Meanwhile, some of the soil’s nitrogen ends up as N₂O and dissipates into the atmosphere. Consequently, from 1900 to 1950 when the native grasslands of the Great Plains were being plowed up and made into crop fields, the earth experienced “an increase in soil N₂O emissions, translating into a substantial net release of [greenhouse gases]”.[5]

Decreasing soil fertility is a perennial problem farmers face, and scientists have been eager to find solutions. By the early 1900s soil scientists recognized the fundamental importance of nitrogen (in addition to potassium and phosphorus) for plant health and agricultural yield. Simultaneously, the bomb-making war efforts of WWI and WWII gave scientists new technologies that could take unreactive N₂O from the atmosphere and convert it into ammonia through an energy-intensive reaction called the Haber-Bosch process.
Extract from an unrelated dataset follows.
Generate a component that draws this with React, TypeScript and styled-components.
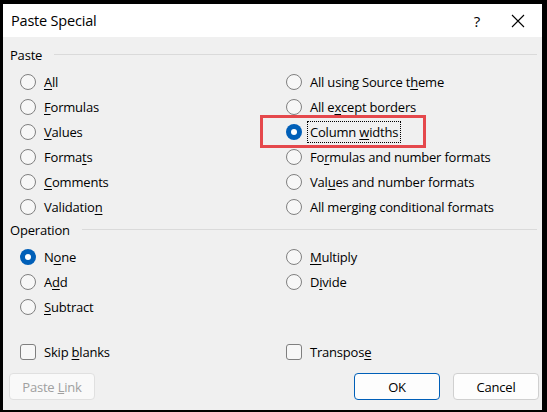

This process provided the means for chemists to create liquid chemical fertilizers that the now degraded soil in America’s heartland needed more than ever. But these fertilizers come at a high energy and ecological cost: making nitrogen fertilizers “consumes more energy than any other aspect of the agricultural process. It takes the energy from burning 2,200 pounds of coal to produce 5.5 pounds of usable nitrogen.”[6] In other words, in our fossil fuel based economy, manufacturing synthetic nitrogen fertilizers necessarily releases large amounts of CO₂ into the atmosphere.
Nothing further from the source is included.